A Lausanne, la mobilisation a débuté dans la nuit à la cathédrale où les femmes ont fait sonner des cloches sur le parvis. Un feu de joie a été allumé et l’édifice religieux illuminé. 500 personnes ont ensuite bloqué un pont.

Dans de nombreuses cités, les femmes se sont rassemblées pour chanter. Et un clitoris géant posé sur un chariot a fait le tour de Zurich.

Crèches fermées, service minimum dans les écoles, certaines villes – comme Genève – ont soutenu la mobilisation.
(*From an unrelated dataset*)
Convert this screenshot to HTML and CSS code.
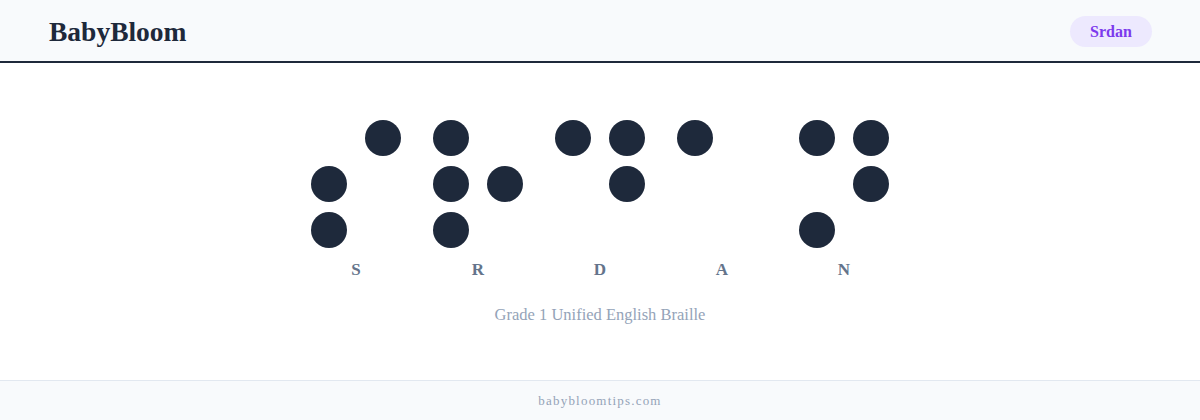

Présente pour y faire un discours devant l’Organisation internationale du travail, la directrice générale du Fonds monétaire international, Christine Lagarde, avait épinglé sur sa veste un pin’s avec le logo féministe du poing levé.

La manifestation, jugée « illicite » par l’Union patronale, visait à demander « plus de temps, plus d’argent et du respect ». Elle a fait écho à la grande grève des femmes suisses qui avait réuni un demi-million de participantes le 14 juin 1991, dix ans jour pour jour après l’introduction du principe d’égalité entre les genres dans la Constitution.

Les femmes avaient alors dénoncé l’absence de mesures concrètes et l’inégalité salariale. Cette mobilisation avait abouti à l’entrée en vigueur en 1996 de la loi sur l’égalité au travail.

– #Metoo –

Portées par la vague #Metoo, les représentantes de la nouvelle génération poursuivent le combat engagé par leurs aînées il y a presque 30 ans, vers une égalité salariale qui n’est toujours pas atteinte.

Les femmes touchent en moyenne environ 20% de moins que les hommes. Et à conditions égales, notamment formation et ancienneté, l’écart salarial est encore de près de 8%, selon le gouvernement.

En 1991, une femme sur sept s’était mobilisée. Un chiffre d’autant plus exceptionnel que les arrêts de travail sont très rares depuis l’instauration en 1937 de la « paix du travail », une convention signée entre patronat et syndicats excluant le recours à la grève au profit de la négociation.

L’idée de refaire grève est née sous l’impulsion des syndicats, ces derniers n’étant pas parvenus à introduire, au moment de la révision de la loi sur l’égalité en 2018, le principe de sanctions contre les entreprises violant l’égalité salariale.

En Suisse, la reconnaissance des droits des femmes est un long chemin. Ce n’est qu’en 1971 qu’elles ont acquis le droit de voter. Ces dernières années, des avancées ont été obtenues, comme la dépénalisation de l’avortement en 2002 et un congé maternité payé de 14 semaines en 2005.

Mais le congé paternité n’existe pas et les places en crèche, limitées et coûteuses, sont un handicap majeur pour l’activité professionnelle des femmes. Le Forum économique mondial (WEF) a estimé vendredi que les « changements ont été trop lents » en Suisse, appelant le gouvernement et les entreprises à « remédier à cette situation ».